Ecuador declared the Galapagos Archipelago a wildlife sanctuary in 1935. From about this time, eco-tourism began in the Galapagos, U.S. President Franklin D. Roosevelt, visited in 1938.

In 1942, the United States was permitted to construct a major air base on one of the islands, Baltra, to protect and defend the Panama Canal. After World War II, the United States returned this base and its airstrip to Ecuador. Legislation to protect the archipelago had begun in 1934, but war and politics prevented official protection to take place until 1959, when Ecuador established Galapagos National Park. In that same year, 100 years after the publication of On the Origin of Species, the Charles Darwin Foundation was established under the auspices of UNESCO and the World Conservation Union. The Foundation's stated goal is "to provide knowledge and support to ensure the conservation of the environment and biodiversity of the Galapagos Archipelago through scientific research and complementary actions." To achieve this goal, in 1964 the Foundation opened the Charles Darwin Research Station (CDRS) in Puerto Ayora on the island of Santa Cruz.

The principal partner of the Charles Darwin Foundation is the Galapagos National Park Service, the government agency that manages the National Park, and, since the passing of the Special Law for Galapagos in 1998, the Galapagos Marine Reserve. The Charles Darwin Foundation helped to establish the GNPS in 1968, and over the years, the Park-Station partnership has become a model for how conservation science and management can work together.

Ancient history of the Galapagos Islands

The Galapagos archipelago is a group of volcanic islands born from a meeting point of two submarine ridges, the Carnegie Ridge that runs westwards from South America and the Cocos Ridge that runs south from Central America. They meet at a point called the "Galapagos Hotspot" that itself is at a point on the northern ridge of the Nazca continental plate which moves east at around 2cm per year.

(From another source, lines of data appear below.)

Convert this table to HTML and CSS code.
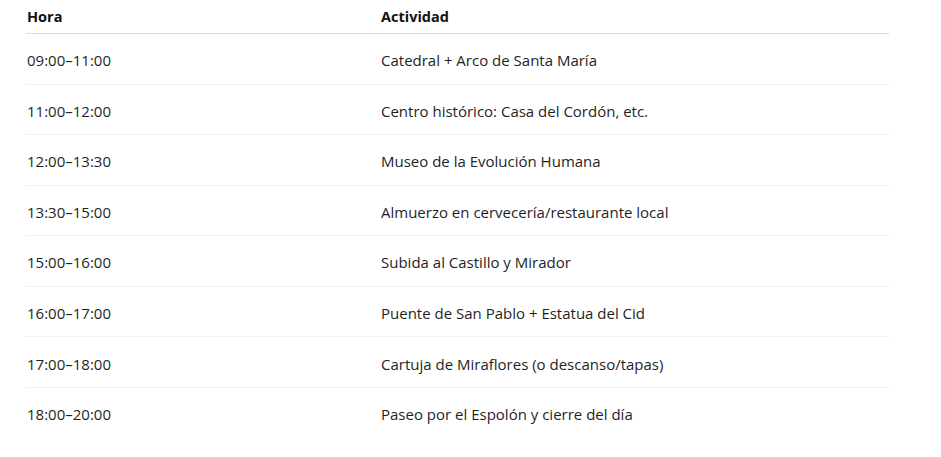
FILE: index.html
```html
<!DOCTYPE html>
<html lang="es">
<head>
  <meta charset="UTF-8">
  <meta name="viewport" content="width=device-width, initial-scale=1.0">
  <title>Itinerario Burgos</title>
  <link rel="stylesheet" href="styles.css">
</head>
<body>

  <table class="plan">
    <thead>
      <tr>
        <th class="col-hora">Hora</th>
        <th>Actividad</th>
      </tr>
    </thead>
    <tbody>
      <tr><td>09:00–11:00</td><td>Catedral + Arco de Santa María</td></tr>
      <tr><td>11:00–12:00</td><td>Centro histórico: Casa del Cordón, etc.</td></tr>
      <tr><td>12:00–13:30</td><td>Museo de la Evolución Humana</td></tr>
      <tr><td>13:30–15:00</td><td>Almuerzo en cervecería/restaurante local</td></tr>
      <tr><td>15:00–16:00</td><td>Subida al Castillo y Mirador</td></tr>
      <tr><td>16:00–17:00</td><td>Puente de San Pablo + Estatua del Cid</td></tr>
      <tr><td>17:00–18:00</td><td>Cartuja de Miraflores (o descanso/tapas)</td></tr>
      <tr><td>18:00–20:00</td><td>Paseo por el Espolón y cierre del día</td></tr>
    </tbody>
  </table>

</body>
</html>
```

FILE: styles.css
```css
body {
  margin: 0;
  padding: 0 52px 0 26px;
  font-family: "Open Sans", "Noto Sans", Arial, sans-serif;
  font-size: 15px;
  color: #1f1f1f;
  background: #fff;
}
.plan {
  width: 863px;
  border-collapse: collapse;
}
.plan th {
  text-align: left;
  font-weight: 700;
  font-size: 14.5px;
  color: #111;
  height: 33px;
  padding: 0 0 0 1px;
  border-bottom: 1px solid #d9d9d9;
  vertical-align: middle;
}
.plan .col-hora {
  width: 354px;
}
.plan td {
  height: 46.55px;
  padding: 3px 0 0 1px;
  border-bottom: 1px solid #f0f0f0;
  vertical-align: middle;
}
.plan td + td,
.plan th + th {
  padding-left: 0;
}
.plan tbody tr:last-child td {
  border-bottom: none;
}
```
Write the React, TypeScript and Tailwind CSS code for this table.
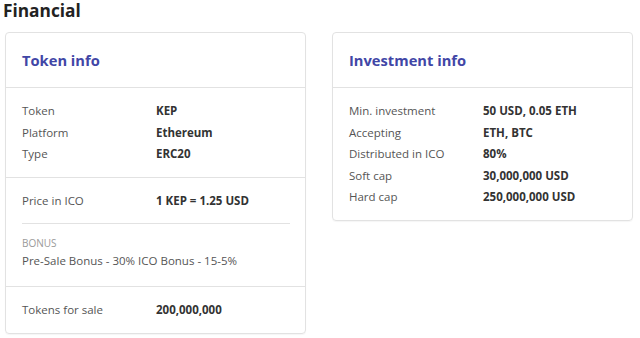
const font = { fontFamily: '"Open Sans", "Liberation Sans", sans-serif' };

type Row = { label: string; value: string };

function InfoRows({ rows }: { rows: Row[] }) {
  return (
    <div className="flex flex-col">
      {rows.map((r) => (
        <div key={r.label} className="flex h-[21.5px] items-center text-[11.5px]">
          <span className="w-[134px] shrink-0 text-[#555]">{r.label}</span>
          <span className="font-bold text-[#333]">{r.value}</span>
        </div>
      ))}
    </div>
  );
}

function CardHeader({ title }: { title: string }) {
  return (
    <div className="h-[55px] flex items-center px-4 border-b border-[#e2e2e2]">
      <h3 className="text-[14.7px] font-bold text-[#4146a6] leading-6">{title}</h3>
    </div>
  );
}

export default function App() {
  return (
    <div className="w-[640px] h-[338px] bg-white overflow-hidden" style={font}>
      <h2 className="pl-[3px] text-[17.3px] leading-[22px] font-bold text-[#222]">Financial</h2>

      <div className="mt-[10px] pl-[5px] flex gap-[26px] items-start">
        {/* Token info */}
        <div className="w-[301px] border border-[#e2e2e2] rounded-[4px] shadow-[0_1px_1px_rgba(0,0,0,0.04)]">
          <CardHeader title="Token info" />
          <div className="px-4 py-3 border-b border-[#e2e2e2]">
            <InfoRows
              rows={[
                { label: "Token", value: "KEP" },
                { label: "Platform", value: "Ethereum" },
                { label: "Type", value: "ERC20" },
              ]}
            />
          </div>
          <div className="px-4 border-b border-[#e2e2e2]">
            <div className="py-3 border-b border-[#e2e2e2] mr-[-1px]">
              <InfoRows rows={[{ label: "Price in ICO", value: "1 KEP = 1.25 USD" }]} />
            </div>
            <div className="pt-[12px] pb-[15px]">
              <div className="text-[10px] leading-[14px] uppercase text-[#9a9a9a]">Bonus</div>
              <div className="text-[11.5px] leading-[21px] text-[#555]">
                Pre-Sale Bonus - 30% ICO Bonus - 15-5%
              </div>
            </div>
          </div>
          <div className="px-4 py-3">
            <InfoRows rows={[{ label: "Tokens for sale", value: "200,000,000" }]} />
          </div>
        </div>

        {/* Investment info */}
        <div className="w-[301px] border border-[#e2e2e2] rounded-[4px] shadow-[0_1px_1px_rgba(0,0,0,0.04)]">
          <CardHeader title="Investment info" />
          <div className="px-4 py-3">
            <InfoRows
              rows={[
                { label: "Min. investment", value: "50 USD, 0.05 ETH" },
                { label: "Accepting", value: "ETH, BTC" },
                { label: "Distributed in ICO", value: "80%" },
                { label: "Soft cap", value: "30,000,000 USD" },
                { label: "Hard cap", value: "250,000,000 USD" },
              ]}
            />
          </div>
        </div>
      </div>
    </div>
  );
}
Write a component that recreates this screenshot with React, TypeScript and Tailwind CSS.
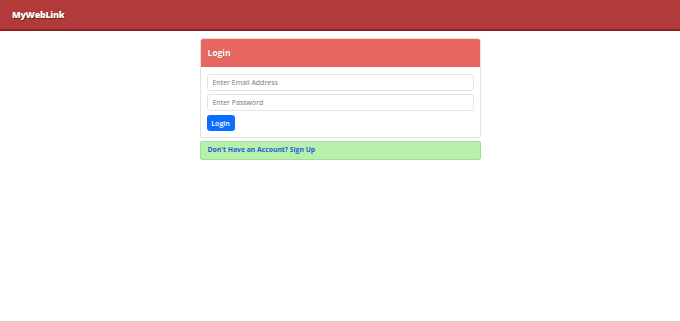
export default function App() {
  return (
    <div className="w-[680px] h-[322px] bg-white flex flex-col border-b border-[#d0d0d0]" style={{ fontFamily: '"Open Sans", "Noto Sans", sans-serif' }}>
      <div className="h-[31px] bg-[#b33a3a] border-b-2 border-[#8e2020] flex items-center pl-[12px]">
        <span className="text-white font-extrabold text-[9px] tracking-[-0.3px] [text-shadow:1px_1px_1px_rgba(0,0,0,0.45)]">MyWebLink</span>
      </div>
      <div className="flex flex-col items-center pt-[7px]">
        <div className="w-[281px] border border-[#e2e2e2] rounded-[3px] overflow-hidden">
          <div className="h-[28px] bg-[#e86660] flex items-center pl-[7px]">
            <span className="text-white font-bold text-[8.5px] [text-shadow:0_0_1px_rgba(0,0,0,0.25)]">Login</span>
          </div>
          <div className="px-[6px] pt-[7px] pb-[6px] flex flex-col gap-[3px]">
            <input className="h-[17px] w-full border border-[#e4e4e4] rounded-[3px] px-[5px] text-[7px] outline-none placeholder:text-[#777]" placeholder="Enter Email Address" />
            <input className="h-[17px] w-full border border-[#e4e4e4] rounded-[3px] px-[5px] text-[7px] outline-none placeholder:text-[#777]" placeholder="Enter Password" />
            <div className="flex pt-[1px]">
              <button className="h-[16px] w-[28px] bg-[#0d6efd] rounded-[3px] text-white text-[7px] font-semibold leading-none">Login</button>
            </div>
          </div>
        </div>
        <div className="w-[281px] mt-[3px] h-[19px] bg-[#b7f0aa] border border-[#a3dc97] rounded-[2px] flex items-center pl-[7px]">
          <span className="text-[#1f5fd6] font-bold text-[6.8px]">Don't Have an Account? Sign Up</span>
        </div>
      </div>
    </div>
  );
}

The Nazca plate is responsible for pushing up the Andes mountains when it dips beneath the South American continental plate.

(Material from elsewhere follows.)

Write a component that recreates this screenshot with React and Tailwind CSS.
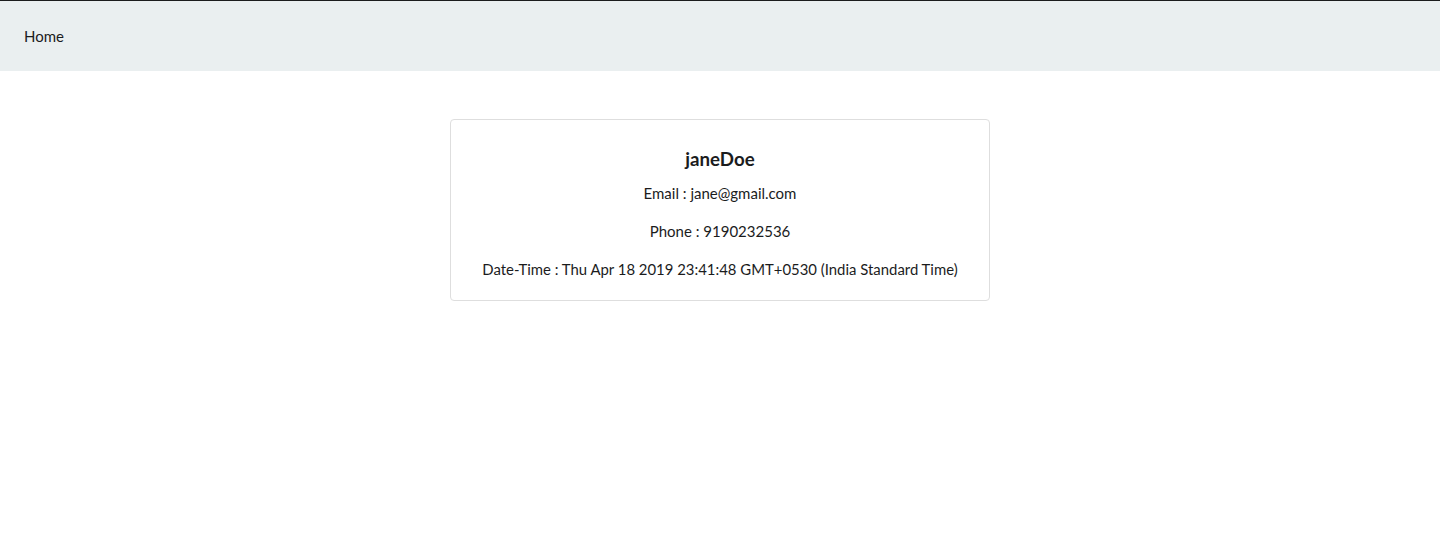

While the Nazca plate moves, the Galapagos hotspot is stationary. A series of volcanic events has made a series of islands which have then moved away from the hotspot riding on the Nazca plate, thus the oldest islands in the Galapagos group are to the east, while the youngest ones are to the west. This is similar in many ways to the Hawaiian islands, though the progression of ages is not as clear cut as in Hawaii.

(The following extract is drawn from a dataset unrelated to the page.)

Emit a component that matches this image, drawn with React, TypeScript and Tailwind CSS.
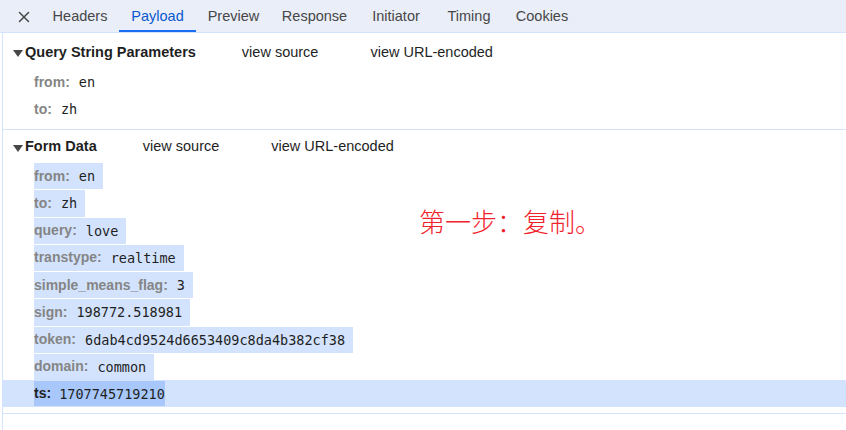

The most western islands of Fernandina (1 volcano) and Isabela (6 volcanoes) are very volcanically active, major events have occurred in 1968, 1997 and 1998. These are huge shield volcanoes looking characteristically like upturned soup bowls, the calderas (volcanic cone that has collapsed back into the volcano) are several kilometers across and up to 1000m deep..

Most of the islands are the tips of large submarine volcanoes that reach and break the surface, though some are formed of uplifted undersea volcanic lava.

There are many evidences of the volcanic activity that built the Galapagos to be seen, different lava types, cones, craters, lava tubes and other artifacts of eruptions and of ongoing volcanic activity.